= DIRECTIVE =
Keep only the lines that hold the string "components", filtering out the rest of the entries below.

= DATA LINES =
--- START ---

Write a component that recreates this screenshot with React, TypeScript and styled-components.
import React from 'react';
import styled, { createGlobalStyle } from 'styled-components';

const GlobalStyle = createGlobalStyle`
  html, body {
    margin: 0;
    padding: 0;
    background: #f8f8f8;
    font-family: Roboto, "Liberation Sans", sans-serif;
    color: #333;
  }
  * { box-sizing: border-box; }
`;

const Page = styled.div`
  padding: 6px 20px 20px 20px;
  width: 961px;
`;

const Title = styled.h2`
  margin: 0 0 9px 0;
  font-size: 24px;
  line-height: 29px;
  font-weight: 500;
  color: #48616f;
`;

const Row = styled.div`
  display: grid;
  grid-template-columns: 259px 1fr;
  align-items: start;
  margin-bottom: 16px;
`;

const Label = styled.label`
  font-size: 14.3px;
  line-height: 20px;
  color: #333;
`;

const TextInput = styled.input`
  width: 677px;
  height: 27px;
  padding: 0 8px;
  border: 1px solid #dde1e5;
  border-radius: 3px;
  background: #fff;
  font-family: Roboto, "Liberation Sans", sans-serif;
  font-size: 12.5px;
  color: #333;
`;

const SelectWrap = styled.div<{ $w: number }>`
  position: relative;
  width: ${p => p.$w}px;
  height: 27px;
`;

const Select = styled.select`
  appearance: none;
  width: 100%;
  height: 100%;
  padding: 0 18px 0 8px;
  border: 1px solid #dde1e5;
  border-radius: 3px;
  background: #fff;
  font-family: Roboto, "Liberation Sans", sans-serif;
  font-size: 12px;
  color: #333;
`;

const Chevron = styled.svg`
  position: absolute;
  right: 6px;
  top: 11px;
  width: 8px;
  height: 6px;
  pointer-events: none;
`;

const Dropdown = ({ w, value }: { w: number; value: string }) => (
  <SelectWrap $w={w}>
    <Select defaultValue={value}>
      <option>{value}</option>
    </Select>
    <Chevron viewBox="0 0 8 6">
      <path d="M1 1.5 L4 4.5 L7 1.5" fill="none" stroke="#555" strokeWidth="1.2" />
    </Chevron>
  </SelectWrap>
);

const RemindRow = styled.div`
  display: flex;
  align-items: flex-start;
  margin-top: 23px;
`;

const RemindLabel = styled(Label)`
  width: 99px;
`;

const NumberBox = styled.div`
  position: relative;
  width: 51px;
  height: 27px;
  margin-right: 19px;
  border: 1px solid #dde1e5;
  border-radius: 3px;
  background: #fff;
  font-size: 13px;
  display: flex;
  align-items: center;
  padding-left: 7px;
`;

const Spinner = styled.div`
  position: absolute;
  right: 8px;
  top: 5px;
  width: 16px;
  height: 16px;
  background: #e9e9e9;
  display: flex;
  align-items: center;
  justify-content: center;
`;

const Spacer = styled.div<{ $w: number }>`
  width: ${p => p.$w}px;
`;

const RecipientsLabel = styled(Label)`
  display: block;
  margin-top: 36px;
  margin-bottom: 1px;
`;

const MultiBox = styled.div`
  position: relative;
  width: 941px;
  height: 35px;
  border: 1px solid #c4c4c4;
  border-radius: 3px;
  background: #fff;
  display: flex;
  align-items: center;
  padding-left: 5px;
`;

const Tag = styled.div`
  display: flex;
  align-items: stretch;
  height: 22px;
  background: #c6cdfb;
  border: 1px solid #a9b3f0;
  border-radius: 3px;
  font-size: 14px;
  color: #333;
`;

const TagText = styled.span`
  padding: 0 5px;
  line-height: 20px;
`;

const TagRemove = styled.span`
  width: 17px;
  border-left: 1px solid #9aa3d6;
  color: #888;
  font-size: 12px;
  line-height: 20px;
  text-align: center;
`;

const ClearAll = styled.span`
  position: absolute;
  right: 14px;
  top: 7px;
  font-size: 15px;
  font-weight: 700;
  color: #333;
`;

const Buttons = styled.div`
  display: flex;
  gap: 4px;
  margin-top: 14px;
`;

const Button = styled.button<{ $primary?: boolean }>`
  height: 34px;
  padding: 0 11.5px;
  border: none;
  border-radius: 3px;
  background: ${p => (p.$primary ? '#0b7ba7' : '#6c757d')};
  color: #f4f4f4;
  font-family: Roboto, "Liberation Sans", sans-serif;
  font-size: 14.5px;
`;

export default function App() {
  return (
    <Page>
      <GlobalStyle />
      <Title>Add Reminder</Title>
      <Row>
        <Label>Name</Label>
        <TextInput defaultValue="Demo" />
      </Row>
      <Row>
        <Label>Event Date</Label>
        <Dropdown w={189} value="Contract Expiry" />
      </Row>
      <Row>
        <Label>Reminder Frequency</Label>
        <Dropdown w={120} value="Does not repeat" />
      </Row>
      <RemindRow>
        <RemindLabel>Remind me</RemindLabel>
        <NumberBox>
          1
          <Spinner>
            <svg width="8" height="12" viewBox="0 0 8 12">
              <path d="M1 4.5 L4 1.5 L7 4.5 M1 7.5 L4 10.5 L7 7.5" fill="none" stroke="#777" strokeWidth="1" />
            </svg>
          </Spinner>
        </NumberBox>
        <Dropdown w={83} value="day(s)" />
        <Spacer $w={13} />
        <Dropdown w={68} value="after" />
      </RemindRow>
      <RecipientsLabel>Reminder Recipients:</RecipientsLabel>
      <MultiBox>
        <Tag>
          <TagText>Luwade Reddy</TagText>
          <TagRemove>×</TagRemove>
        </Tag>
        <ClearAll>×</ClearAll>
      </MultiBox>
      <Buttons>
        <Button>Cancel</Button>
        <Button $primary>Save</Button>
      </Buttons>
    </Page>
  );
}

--- END ---
--- START ---

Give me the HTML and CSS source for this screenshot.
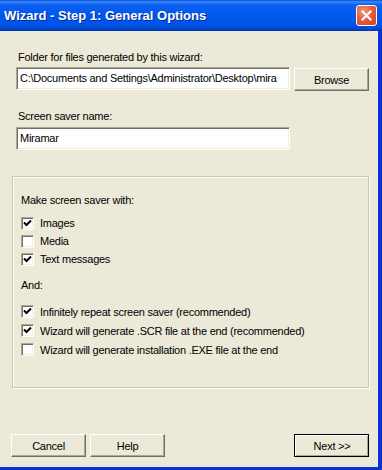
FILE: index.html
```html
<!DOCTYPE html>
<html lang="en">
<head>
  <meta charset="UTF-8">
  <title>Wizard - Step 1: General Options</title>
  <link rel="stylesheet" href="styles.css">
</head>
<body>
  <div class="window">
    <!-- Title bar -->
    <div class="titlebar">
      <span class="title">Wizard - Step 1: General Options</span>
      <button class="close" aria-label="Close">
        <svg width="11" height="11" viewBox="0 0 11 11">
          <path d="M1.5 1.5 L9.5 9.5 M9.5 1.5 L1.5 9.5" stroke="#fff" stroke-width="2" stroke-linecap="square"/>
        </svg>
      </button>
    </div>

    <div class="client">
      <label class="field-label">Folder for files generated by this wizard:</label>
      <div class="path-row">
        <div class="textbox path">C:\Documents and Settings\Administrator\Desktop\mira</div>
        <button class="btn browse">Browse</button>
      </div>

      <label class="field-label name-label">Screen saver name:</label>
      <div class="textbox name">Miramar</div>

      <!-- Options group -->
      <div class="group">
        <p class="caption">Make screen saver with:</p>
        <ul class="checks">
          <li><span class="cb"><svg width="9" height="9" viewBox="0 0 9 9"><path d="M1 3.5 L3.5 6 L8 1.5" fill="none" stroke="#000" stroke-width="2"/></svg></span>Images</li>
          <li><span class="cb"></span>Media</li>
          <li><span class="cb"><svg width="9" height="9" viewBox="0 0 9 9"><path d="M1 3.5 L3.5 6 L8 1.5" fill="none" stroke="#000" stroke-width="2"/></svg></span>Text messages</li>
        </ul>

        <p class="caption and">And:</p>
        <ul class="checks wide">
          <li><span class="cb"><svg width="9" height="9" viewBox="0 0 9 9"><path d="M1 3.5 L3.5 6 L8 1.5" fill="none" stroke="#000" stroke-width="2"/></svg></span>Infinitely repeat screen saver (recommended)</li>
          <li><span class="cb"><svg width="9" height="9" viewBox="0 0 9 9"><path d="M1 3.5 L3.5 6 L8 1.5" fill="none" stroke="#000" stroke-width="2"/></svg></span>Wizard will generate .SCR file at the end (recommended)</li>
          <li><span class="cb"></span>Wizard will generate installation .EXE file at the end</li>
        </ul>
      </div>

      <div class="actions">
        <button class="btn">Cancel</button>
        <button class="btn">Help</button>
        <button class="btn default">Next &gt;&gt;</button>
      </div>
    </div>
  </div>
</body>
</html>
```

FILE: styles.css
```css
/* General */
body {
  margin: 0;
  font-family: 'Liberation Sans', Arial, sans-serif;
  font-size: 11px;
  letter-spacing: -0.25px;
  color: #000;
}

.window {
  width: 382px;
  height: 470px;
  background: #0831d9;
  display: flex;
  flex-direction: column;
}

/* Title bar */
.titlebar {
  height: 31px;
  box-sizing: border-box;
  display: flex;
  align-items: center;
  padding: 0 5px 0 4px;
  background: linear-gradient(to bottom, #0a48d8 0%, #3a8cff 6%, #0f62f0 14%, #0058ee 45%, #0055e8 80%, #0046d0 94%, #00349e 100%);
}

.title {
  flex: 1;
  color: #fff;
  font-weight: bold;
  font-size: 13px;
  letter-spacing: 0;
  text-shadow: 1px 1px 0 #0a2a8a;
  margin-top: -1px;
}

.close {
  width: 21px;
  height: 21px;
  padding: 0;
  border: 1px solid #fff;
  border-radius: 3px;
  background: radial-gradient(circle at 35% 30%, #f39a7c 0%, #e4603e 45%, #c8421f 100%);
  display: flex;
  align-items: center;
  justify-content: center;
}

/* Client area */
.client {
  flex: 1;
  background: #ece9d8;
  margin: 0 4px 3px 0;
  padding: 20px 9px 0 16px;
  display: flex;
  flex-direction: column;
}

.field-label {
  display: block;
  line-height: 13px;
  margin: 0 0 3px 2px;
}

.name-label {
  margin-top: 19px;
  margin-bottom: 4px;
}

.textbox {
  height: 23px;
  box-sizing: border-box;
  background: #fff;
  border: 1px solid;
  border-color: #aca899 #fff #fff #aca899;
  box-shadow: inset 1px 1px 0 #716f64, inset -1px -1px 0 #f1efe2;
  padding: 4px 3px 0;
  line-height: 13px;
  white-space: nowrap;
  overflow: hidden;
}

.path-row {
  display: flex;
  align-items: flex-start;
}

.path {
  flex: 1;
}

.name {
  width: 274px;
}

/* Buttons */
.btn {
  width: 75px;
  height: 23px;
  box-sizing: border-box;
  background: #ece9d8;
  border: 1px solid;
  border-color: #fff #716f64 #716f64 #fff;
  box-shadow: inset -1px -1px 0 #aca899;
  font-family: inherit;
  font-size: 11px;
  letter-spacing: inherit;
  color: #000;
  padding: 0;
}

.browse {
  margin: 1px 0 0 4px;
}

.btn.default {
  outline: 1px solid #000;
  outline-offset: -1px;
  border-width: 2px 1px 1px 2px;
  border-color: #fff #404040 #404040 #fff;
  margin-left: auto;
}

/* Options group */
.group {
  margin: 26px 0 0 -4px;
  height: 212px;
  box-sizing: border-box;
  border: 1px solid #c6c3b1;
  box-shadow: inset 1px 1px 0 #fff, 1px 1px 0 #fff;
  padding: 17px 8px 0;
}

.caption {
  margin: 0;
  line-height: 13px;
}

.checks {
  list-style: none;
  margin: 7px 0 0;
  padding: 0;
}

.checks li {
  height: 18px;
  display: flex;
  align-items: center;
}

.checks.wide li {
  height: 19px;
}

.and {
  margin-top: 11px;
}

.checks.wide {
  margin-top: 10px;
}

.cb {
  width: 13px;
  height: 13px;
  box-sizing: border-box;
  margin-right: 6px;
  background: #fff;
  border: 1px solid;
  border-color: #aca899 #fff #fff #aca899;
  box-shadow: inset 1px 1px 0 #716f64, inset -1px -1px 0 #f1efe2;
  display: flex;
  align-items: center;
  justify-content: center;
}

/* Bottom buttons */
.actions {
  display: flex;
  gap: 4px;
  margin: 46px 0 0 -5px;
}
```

--- END ---
--- START ---

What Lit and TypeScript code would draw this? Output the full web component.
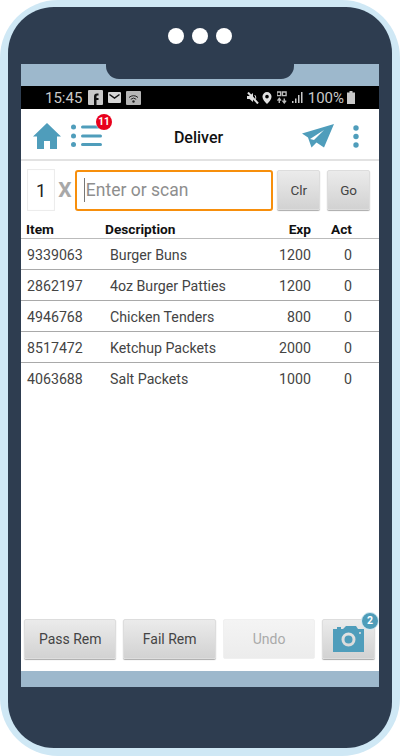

--- END ---

= SOLUTION TO THIS EXERCISE =
Write a component that recreates this screenshot with React, TypeScript and styled-components.
import styled, { createGlobalStyle } from 'styled-components';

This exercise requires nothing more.